A mobile application called Smart Sheriff allows parents to monitor their sons and daughters' phone activities. The primary objective of the South Korea-backed surveillance app is to "block access to pornography and other offensive content online."

Associated Press reported May 15, 2015 that Smart Sheriff, along with more than a dozen monitoring applications, allows "parents to monitor how long their kids use their smartphones, how many times they use apps and which websites they visit."

"Some send a child's location data to parents and issue an alert when a child searches keywords such as 'suicide,' 'pregnancy' and 'bully' or receives messages with those words."

However, Internet watchdog group Citizen Lab and German software auditing company Cure53 reveal on Sunday that they have found problems with Smart Sheriff app.

"There was literally no security at all," says Cure53 director Mario Heiderich, US News reports Sunday. "We've never seen anything that fundamentally broken."

Smart Sheriff is considered the most popular among other monitoring apps in South Korea. Smartphones being sold to minors are required to have this monitoring app installed. Also, parents are obliged to have Smart Sheriff on their phones.

Citizen Lab and Cure53 disclose that "Smart Sheriff could be easily hijacked" because of its authentication weaknesses.

"Smart Sheriff is the kind of baby sitter that leaves the doors unlocked and throws a party where everyone is invited," says Collin Anderson, a researcher who teamed up with Citizen Lab.

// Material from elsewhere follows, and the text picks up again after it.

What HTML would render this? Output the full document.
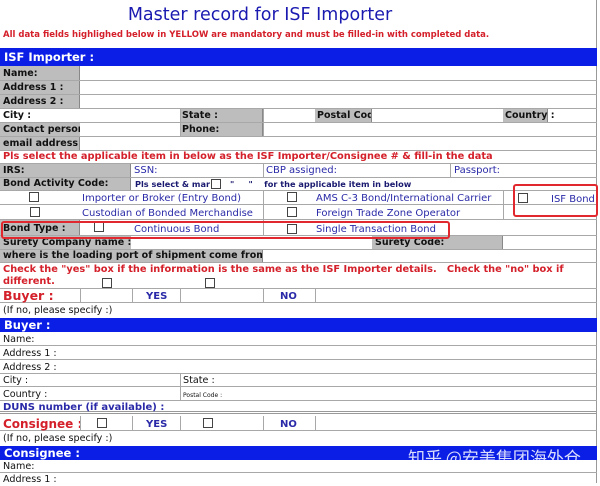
<!DOCTYPE html>
<html><head><meta charset="utf-8"><style>
*{margin:0;padding:0;box-sizing:border-box}
body{width:600px;height:483px;overflow:hidden;background:#fff;position:relative;font-family:"DejaVu Sans","Liberation Sans",sans-serif;}
div{position:absolute}
.r{left:0;width:597px;border-bottom:1px solid #a8a8a8}
.g{background:#bdbdbd;border-right:1px solid #888}
.t{font-size:9.5px;line-height:13px;white-space:nowrap;color:#111}
.b{font-weight:bold}
.bl{color:#2a2aa8;font-size:10px}
.rd{color:#d4202a}
.bar{left:0;width:597px;background:#0b1ee6;color:#fff;font-weight:bold;font-size:11.5px;line-height:15px;padding-left:4px}
.cb{width:10px;height:10px;border:1px solid #444;background:#fff}
.v{width:1px;background:#a8a8a8}
.box{border:2px solid #e0282e;border-radius:3px}
.n{font-size:9.6px}
</style></head><body>
<div style="left:0;top:2px;width:520px;text-align:center;font-size:17.5px;line-height:26px;color:#1a1ab0;font-family:'DejaVu Sans',sans-serif">Master record for ISF Importer</div>
<div class="t b rd" style="left:3px;top:28px;font-size:8.5px;line-height:14px">All data fields highlighed below in YELLOW are mandatory and must be filled-in with completed data.</div>
<div style="left:596px;top:0;width:1px;height:483px;background:#999"></div>
<div class="bar" style="top:48px;height:18px;line-height:18px">ISF Importer :</div>

<div class="r" style="top:66px;height:15px"></div><div class="g" style="left:0;top:66px;width:80px;height:14px"></div><div class="t b" style="left:3px;top:67px">Name:</div>
<div class="r" style="top:81px;height:14px"></div><div class="g" style="left:0;top:81px;width:80px;height:13px"></div><div class="t b" style="left:3px;top:81px">Address 1 :</div>
<div class="r" style="top:95px;height:14px"></div><div class="g" style="left:0;top:95px;width:80px;height:13px"></div><div class="t b" style="left:3px;top:95px">Address 2 :</div>
<div class="r" style="top:109px;height:14px"></div>
<div class="t b" style="left:3px;top:109px">City :</div>
<div class="g" style="left:180px;top:109px;width:83px;height:13px"></div><div class="t b" style="left:182px;top:109px">State :</div>
<div class="v" style="left:263px;top:109px;height:28px"></div>
<div class="g" style="left:315px;top:109px;width:57px;height:13px;overflow:hidden"><div class="t b" style="left:2px;top:0">Postal Code</div></div>
<div class="g" style="left:503px;top:109px;width:45px;height:13px"></div><div class="t b" style="left:505px;top:109px">Country :</div>
<div class="r" style="top:123px;height:14px"></div>
<div class="g" style="left:0;top:123px;width:80px;height:13px;overflow:hidden;border:0"><div class="t b" style="left:3px;top:0">Contact person</div></div>
<div class="g" style="left:180px;top:123px;width:83px;height:13px"></div><div class="t b" style="left:182px;top:123px">Phone:</div>
<div class="v" style="left:180px;top:109px;height:28px"></div>
<div class="r" style="top:137px;height:14px"></div><div class="g" style="left:0;top:137px;width:80px;height:13px;overflow:hidden"><div class="t b" style="left:3px;top:0">email address</div></div>
<div class="t b rd" style="left:3px;top:150px;font-size:9.8px;line-height:14px">Pls select the applicable item in below as the ISF Importer/Consignee # &amp; fill-in the data</div>

<div class="r" style="top:163px;height:15px;border-top:1px solid #a8a8a8"></div>
<div class="g" style="left:0;top:164px;width:131px;height:13px"></div><div class="t b" style="left:3px;top:164px">IRS:</div>
<div class="t bl" style="left:134px;top:164px">SSN:</div><div class="v" style="left:263px;top:164px;height:14px"></div>
<div class="t bl" style="left:266px;top:164px">CBP assigned:</div><div class="v" style="left:450px;top:164px;height:14px"></div>
<div class="t bl" style="left:454px;top:164px">Passport:</div>

<div class="r" style="top:178px;height:13px"></div>
<div class="g" style="left:0;top:178px;width:131px;height:12px"></div><div class="t b" style="left:3px;top:177px">Bond Activity Code:</div>
<div class="t b" style="left:135px;top:178px;font-size:8.2px;color:#1a1a70">Pls select &amp; mar</div><div class="cb" style="left:211px;top:179px"></div>
<div class="t b" style="left:230px;top:178px;font-size:8.2px;color:#1a1a70">"&nbsp;&nbsp;&nbsp;&nbsp;&nbsp;"&nbsp;&nbsp;&nbsp; for the applicable item in below</div>

<div class="r" style="top:191px;height:14px"></div>
<div class="cb" style="left:29px;top:192px"></div><div class="t bl" style="left:82px;top:192px">Importer or Broker (Entry Bond)</div>
<div class="v" style="left:263px;top:191px;height:28px"></div>
<div class="cb" style="left:287px;top:192px"></div><div class="t bl" style="left:316px;top:192px">AMS C-3 Bond/International Carrier</div>
<div class="v" style="left:503px;top:191px;height:28px"></div>
<div class="cb" style="left:518px;top:193px"></div><div class="t bl" style="left:551px;top:193px">ISF Bond</div>
<div class="r" style="top:205px;height:15px"></div>
<div class="cb" style="left:30px;top:207px"></div><div class="t bl" style="left:82px;top:207px">Custodian of Bonded Merchandise</div>
<div class="cb" style="left:287px;top:207px"></div><div class="t bl" style="left:316px;top:207px">Foreign Trade Zone Operator</div>

<div class="r" style="top:220px;height:16px"></div>
<div class="g" style="left:0;top:220px;width:80px;height:15px"></div><div class="t b" style="left:3px;top:222px">Bond Type :</div>
<div class="cb" style="left:94px;top:222px"></div><div class="t bl" style="left:134px;top:223px">Continuous Bond</div>
<div class="v" style="left:263px;top:220px;height:16px"></div>
<div class="cb" style="left:287px;top:224px"></div><div class="t bl" style="left:316px;top:223px">Single Transaction Bond</div>

<div class="r" style="top:236px;height:14px"></div>
<div class="g" style="left:0;top:236px;width:131px;height:13px;border:0"></div><div class="t b" style="left:3px;top:236px">Surety Company name :</div>
<div class="g" style="left:372px;top:236px;width:131px;height:13px"></div><div class="t b" style="left:375px;top:236px">Surety Code:</div>
<div class="r" style="top:250px;height:13px"></div>
<div class="g" style="left:0;top:250px;width:263px;height:12px;overflow:hidden"><div class="t b" style="left:3px;top:-1px">where is the loading port of shipment come from</div></div>
<div class="t b rd" style="left:3px;top:264px;font-size:9.8px;line-height:12px;width:575px;white-space:normal">Check the "yes" box if the information is the same as the ISF Importer details. &nbsp; Check the "no" box if different.</div>
<div class="cb" style="left:102px;top:278px"></div><div class="cb" style="left:205px;top:278px"></div>

<div class="r" style="top:288px;height:15px;border-top:1px solid #a8a8a8"></div>
<div class="t b rd" style="left:3px;top:289px;font-size:12.5px;line-height:14px">Buyer :</div>
<div class="v" style="left:80px;top:289px;height:14px"></div><div class="v" style="left:132px;top:289px;height:14px"></div>
<div class="t b bl" style="left:146px;top:290px">YES</div>
<div class="v" style="left:180px;top:289px;height:14px"></div><div class="v" style="left:263px;top:289px;height:14px"></div>
<div class="t b bl" style="left:280px;top:290px">NO</div><div class="v" style="left:315px;top:289px;height:14px"></div>
<div class="t n" style="left:3px;top:304px">(If no, please specify :)</div>
<div class="bar" style="top:318px;height:14px;line-height:14px">Buyer :</div>
<div class="r" style="top:332px;height:14px"></div><div class="t n" style="left:3px;top:333px">Name:</div>
<div class="r" style="top:346px;height:14px"></div><div class="t n" style="left:3px;top:347px">Address 1 :</div>
<div class="r" style="top:360px;height:14px"></div><div class="t n" style="left:3px;top:361px">Address 2 :</div>
<div class="r" style="top:374px;height:13px"></div><div class="t n" style="left:3px;top:374px">City :</div>
<div class="v" style="left:180px;top:374px;height:27px"></div><div class="t n" style="left:183px;top:374px">State :</div>
<div class="r" style="top:387px;height:14px"></div><div class="t n" style="left:3px;top:388px">Country :</div>
<div class="t" style="left:183px;top:389px;font-size:6px">Postal Code :</div>
<div class="r" style="top:401px;height:13px;border-bottom:3px double #999"></div>
<div class="t b bl" style="left:3px;top:401px">DUNS number (if available) :</div>

<div class="r" style="top:416px;height:15px"></div>
<div class="t b rd" style="left:3px;top:417px;font-size:12px;line-height:14px">Consignee :</div>
<div class="v" style="left:80px;top:416px;height:15px"></div><div class="cb" style="left:97px;top:418px"></div>
<div class="v" style="left:132px;top:416px;height:15px"></div><div class="t b bl" style="left:146px;top:418px">YES</div>
<div class="v" style="left:180px;top:416px;height:15px"></div><div class="cb" style="left:203px;top:418px"></div>
<div class="v" style="left:263px;top:416px;height:15px"></div><div class="t b bl" style="left:280px;top:418px">NO</div>
<div class="v" style="left:315px;top:416px;height:15px"></div>
<div class="t n" style="left:3px;top:432px">(If no, please specify :)</div>
<div class="bar" style="top:446px;height:14px;line-height:14px">Consignee :</div>
<div class="t" style="left:408px;top:446px;font-size:17px;line-height:22px;color:rgba(255,255,255,0.85);font-family:'Noto Sans CJK SC',sans-serif">知乎 @安美集团海外仓</div>
<div class="r" style="top:460px;height:13px"></div><div class="t n" style="left:3px;top:460px">Name:</div>
<div class="t n" style="left:3px;top:473px">Address 1 :</div>

<div class="box" style="left:513px;top:184px;width:85px;height:33px"></div>
<div class="box" style="left:1px;top:221px;width:449px;height:18px"></div>
</body></html>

Citizen Lab notified the developers and operators of Smart Sheriff in August about the problems with the app. MOIBA, the association of South Korean mobile operators, says "they immediately took action" on the matter, as per Smart Sheriff app manager-in-charge Noh Yong Lae.

On the other hand, researchers reportedly were "skeptical" on MOIBA's claim.

"We suspect that very little of these measures taken actually remedy issues that we've flagged in the report," says Anderson.

Security firm SoTIS chief executive Ryu Jong Myeong gives Smart Sheriff a security rating of zero.

"People who made Smart Sheriff cared nothing about protecting private data," he says.

Also, Kwon Seok Chul, chief executive of computer security firm Cuvepia Inc., says "[the door] stays open" for hackers which will put "the children's data at risk."